# TASK GOAL:
List all lines of the data that include the string "this".

# ENTRIES SHOWN:

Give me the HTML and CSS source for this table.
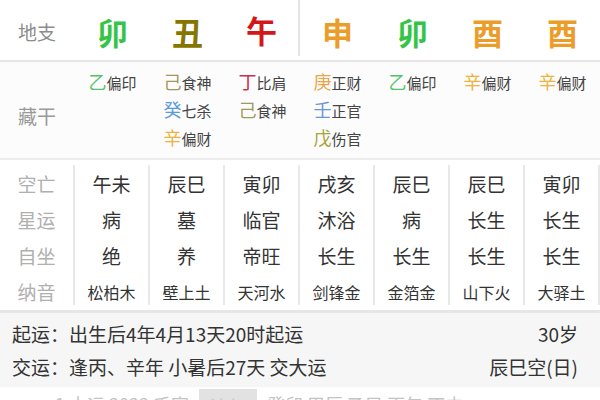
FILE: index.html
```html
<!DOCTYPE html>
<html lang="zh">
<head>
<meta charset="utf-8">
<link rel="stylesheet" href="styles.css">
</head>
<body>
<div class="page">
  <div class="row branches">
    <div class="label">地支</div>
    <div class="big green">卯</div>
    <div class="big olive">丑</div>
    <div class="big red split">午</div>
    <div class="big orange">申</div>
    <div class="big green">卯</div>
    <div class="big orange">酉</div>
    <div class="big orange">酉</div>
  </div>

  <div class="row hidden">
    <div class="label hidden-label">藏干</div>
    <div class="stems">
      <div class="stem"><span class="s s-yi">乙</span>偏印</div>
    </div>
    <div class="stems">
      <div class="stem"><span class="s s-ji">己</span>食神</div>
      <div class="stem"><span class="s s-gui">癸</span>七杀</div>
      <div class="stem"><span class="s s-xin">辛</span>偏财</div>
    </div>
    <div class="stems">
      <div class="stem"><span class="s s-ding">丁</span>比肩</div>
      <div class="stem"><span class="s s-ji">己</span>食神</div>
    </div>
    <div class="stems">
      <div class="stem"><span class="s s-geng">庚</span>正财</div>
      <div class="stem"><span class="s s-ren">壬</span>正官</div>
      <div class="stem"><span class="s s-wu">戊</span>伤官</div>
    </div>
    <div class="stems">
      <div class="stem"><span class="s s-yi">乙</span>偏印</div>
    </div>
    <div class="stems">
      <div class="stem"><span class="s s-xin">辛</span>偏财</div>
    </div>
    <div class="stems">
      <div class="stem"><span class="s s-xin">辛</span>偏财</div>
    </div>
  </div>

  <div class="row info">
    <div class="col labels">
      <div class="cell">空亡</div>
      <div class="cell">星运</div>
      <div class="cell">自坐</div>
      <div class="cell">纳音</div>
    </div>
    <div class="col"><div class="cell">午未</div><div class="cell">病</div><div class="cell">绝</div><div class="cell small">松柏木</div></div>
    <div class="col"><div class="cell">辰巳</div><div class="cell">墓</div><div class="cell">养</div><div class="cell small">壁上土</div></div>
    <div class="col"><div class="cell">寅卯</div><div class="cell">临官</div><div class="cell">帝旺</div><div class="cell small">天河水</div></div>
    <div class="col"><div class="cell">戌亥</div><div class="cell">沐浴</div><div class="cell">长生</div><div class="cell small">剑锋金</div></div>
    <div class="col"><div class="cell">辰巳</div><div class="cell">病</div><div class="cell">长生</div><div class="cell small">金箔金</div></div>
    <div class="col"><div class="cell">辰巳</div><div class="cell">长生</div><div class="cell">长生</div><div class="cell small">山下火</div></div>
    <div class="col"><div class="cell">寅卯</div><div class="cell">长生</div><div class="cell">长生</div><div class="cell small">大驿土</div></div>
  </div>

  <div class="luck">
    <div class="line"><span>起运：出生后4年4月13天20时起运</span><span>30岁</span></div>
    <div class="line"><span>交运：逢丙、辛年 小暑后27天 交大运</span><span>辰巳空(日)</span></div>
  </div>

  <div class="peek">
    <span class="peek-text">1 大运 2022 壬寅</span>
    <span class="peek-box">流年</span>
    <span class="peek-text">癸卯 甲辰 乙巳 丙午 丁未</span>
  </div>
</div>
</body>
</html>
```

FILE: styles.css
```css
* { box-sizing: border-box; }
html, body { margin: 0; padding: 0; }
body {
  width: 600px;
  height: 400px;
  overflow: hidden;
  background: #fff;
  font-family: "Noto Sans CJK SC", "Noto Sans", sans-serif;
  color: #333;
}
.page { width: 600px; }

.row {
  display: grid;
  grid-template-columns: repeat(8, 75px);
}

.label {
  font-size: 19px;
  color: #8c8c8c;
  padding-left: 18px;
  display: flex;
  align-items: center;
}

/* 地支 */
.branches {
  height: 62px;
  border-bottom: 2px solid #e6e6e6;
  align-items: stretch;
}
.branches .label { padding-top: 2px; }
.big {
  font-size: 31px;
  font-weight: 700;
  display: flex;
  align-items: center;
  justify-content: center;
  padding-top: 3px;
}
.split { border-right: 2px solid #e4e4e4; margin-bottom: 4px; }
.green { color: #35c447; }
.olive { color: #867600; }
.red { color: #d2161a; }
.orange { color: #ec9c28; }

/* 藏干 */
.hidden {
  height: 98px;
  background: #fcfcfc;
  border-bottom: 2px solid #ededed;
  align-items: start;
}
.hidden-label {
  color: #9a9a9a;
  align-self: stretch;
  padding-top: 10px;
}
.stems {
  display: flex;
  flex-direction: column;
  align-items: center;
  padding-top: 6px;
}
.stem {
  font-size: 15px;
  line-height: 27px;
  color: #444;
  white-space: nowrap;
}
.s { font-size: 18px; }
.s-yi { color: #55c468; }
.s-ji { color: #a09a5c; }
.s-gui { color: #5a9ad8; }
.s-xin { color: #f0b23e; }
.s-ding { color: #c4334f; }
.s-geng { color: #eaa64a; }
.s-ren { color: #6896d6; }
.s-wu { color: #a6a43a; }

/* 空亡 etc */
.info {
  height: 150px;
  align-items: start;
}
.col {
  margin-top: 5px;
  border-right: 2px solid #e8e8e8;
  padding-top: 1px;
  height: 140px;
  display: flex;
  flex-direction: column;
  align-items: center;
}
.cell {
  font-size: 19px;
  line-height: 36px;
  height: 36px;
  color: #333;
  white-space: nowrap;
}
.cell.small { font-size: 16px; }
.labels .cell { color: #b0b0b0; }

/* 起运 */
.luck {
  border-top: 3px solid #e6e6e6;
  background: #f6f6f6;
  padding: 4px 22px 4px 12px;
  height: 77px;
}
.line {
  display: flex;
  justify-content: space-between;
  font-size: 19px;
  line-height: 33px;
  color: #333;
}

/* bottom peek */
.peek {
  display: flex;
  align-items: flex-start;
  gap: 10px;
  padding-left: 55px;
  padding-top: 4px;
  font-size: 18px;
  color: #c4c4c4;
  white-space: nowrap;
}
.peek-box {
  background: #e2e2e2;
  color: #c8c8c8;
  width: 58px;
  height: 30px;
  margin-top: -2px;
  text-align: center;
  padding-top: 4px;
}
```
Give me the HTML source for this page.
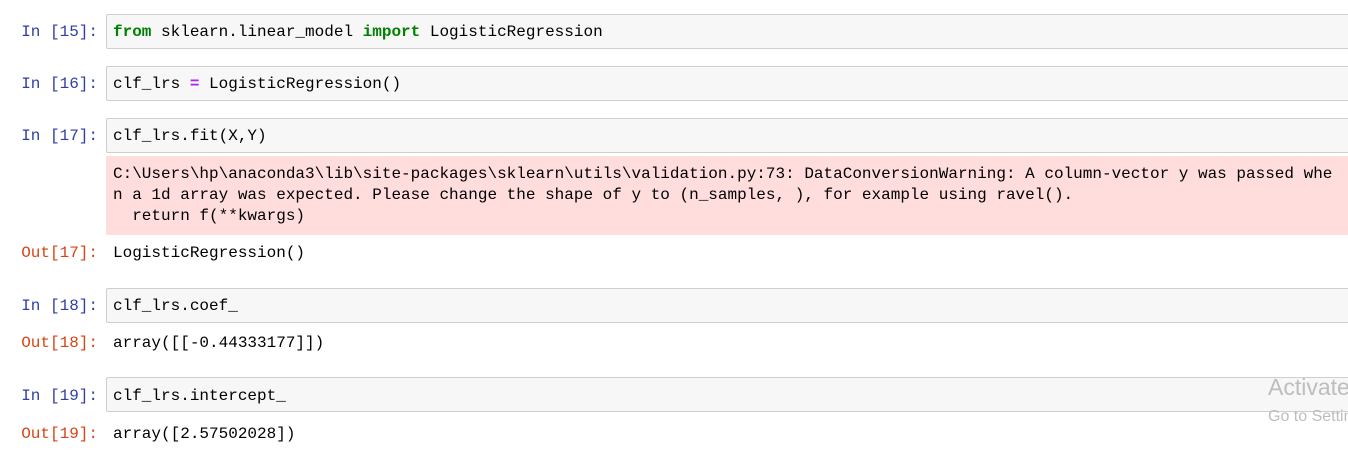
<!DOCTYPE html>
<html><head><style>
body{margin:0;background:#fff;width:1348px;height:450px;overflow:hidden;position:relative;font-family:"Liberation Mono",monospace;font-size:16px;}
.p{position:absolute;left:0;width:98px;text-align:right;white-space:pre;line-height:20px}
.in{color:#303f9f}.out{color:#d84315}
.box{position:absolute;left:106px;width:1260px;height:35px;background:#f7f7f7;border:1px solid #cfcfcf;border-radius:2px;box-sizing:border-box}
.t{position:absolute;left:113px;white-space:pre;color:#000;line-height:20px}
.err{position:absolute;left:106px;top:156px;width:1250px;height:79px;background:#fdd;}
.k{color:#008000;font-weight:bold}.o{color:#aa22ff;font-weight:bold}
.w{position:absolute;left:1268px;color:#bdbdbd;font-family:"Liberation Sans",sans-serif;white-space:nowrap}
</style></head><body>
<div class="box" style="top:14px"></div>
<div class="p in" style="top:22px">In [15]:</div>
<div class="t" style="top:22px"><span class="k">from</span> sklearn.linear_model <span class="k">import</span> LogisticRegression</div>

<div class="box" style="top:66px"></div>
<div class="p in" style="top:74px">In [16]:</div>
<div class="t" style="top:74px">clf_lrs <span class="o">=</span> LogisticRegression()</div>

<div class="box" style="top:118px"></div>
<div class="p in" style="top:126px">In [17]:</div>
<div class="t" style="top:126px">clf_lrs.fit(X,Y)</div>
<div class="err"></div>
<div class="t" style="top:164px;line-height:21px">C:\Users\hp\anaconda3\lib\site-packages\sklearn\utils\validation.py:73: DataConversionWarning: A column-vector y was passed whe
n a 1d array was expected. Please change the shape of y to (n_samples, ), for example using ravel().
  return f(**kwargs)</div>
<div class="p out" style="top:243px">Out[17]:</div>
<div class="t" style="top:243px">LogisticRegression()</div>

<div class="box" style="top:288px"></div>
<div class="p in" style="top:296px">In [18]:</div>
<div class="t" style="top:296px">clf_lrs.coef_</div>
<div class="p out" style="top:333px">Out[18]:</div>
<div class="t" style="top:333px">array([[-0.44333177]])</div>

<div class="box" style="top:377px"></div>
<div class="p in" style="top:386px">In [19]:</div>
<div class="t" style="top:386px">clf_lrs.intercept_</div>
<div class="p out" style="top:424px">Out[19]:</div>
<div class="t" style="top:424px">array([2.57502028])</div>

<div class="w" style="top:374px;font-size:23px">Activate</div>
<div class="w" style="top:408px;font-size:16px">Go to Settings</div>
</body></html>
==
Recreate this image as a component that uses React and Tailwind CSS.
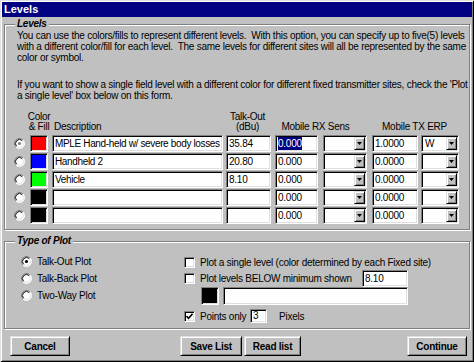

# SOLUTION TO THE PROBLEM:
Give me the HTML and CSS source for this table.
Give me the HTML source for this page.
Recreate this image as a component that uses React and Tailwind CSS.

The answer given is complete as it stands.